Увлекаясь формой, он пренебрегал ею.
В этом был тот же небрежный артистизм, с каким он носил одежду.
Писал сам отличную музыку, слушал пьесы, как музыку, — и отказывался от музыки, даже от песен, необходимых по ходу действия.
Сам писал декорации, рисовал пейзажи, портреты — живопись была если не второй, то третьей его профессией — и убирал со сцены все, что имело отношение к живописи.
Исступленно уверовав в какие-то свои художественные принципы (быть может, завтра, послезавтра он сам от них откажется, низвергнет), требовал такого же исступления и от актеров и от всех, кто был рядом, и даже от критиков, что было уже совершенно недостижимым.
Он не был догматиком ни в искусстве, ни в убеждениях, напротив, но в этой его фанатичности было нечто догматическое, как ни странно.
Эта его черта мешала ему судить о людях рядом объективно, он начинал их обвинять в равнодушии, подозревать, что им уже ничего не надо в искусстве, что они закисли, скисли, он уже говорил, что они и революционерами быть перестали.
Такого же исступленного фанатизма и слепой веры в то, что он делал, хотел не только от коллектива артистов, им руководимого, но и от зрителя.
А зритель часто не понимал и не принимал то, что он делал, особенно в последний год его жизни.
И это было самое трагическое для него как художника.
До меня уже доходили в Москву слухи о том, что в театре «Д-34» неладно. Слышал о конфликте Эмиля с актерами: часть из них собиралась уходить из театра. О статье известного чешского критика, резко выступившего против репертуарной политики театра.

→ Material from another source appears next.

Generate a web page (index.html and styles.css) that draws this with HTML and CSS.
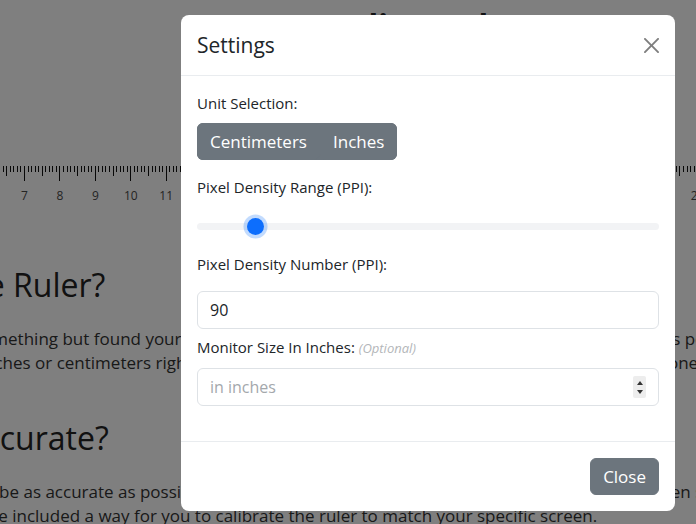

О выступлении молодого талантливого чешского драматурга против театра «Д-34» и против Буриана; мне казалось, в искусстве оба они должны быть заодно.
Но все эти слухи померкли перед тем, что я увидел сам, снова попав в Прагу и в театр под землей…
Половина изящного театрального зала была отгорожена, отделена тяжелым, свисающим сверху занавесом — придумал Буриан, военная хитрость, скрыть пустые кресла. Занавес мог закрыть десять, пятнадцать, двадцать рядов — таково было его устройство.
И закрывал.
Заняты были, когда я пришел в театр, первые пять, ну, шесть рядов.
Зал был мертв. И мертво было все то, что происходило на сцене.
Одного фанатизма для того, чтобы заставить зрителя ходить в театр, оказывается, мало.
Занавес, отгораживающий большую часть зала, как мне сказали, был нужен часто.
И вот у него в квартире на Градчанах, он в домашней куртке, что-то болит у него, он не говорит, я не спрашиваю, и снова, без всякой связи, все тот же вопрос: «Ты скажи, скажи мне, что такое художественно?»
Я шучу: «Вот ты и твоя квартира — это художественно». Он досадливо отмахивается, ему не до шуток, хотя я вовсе и не шутил.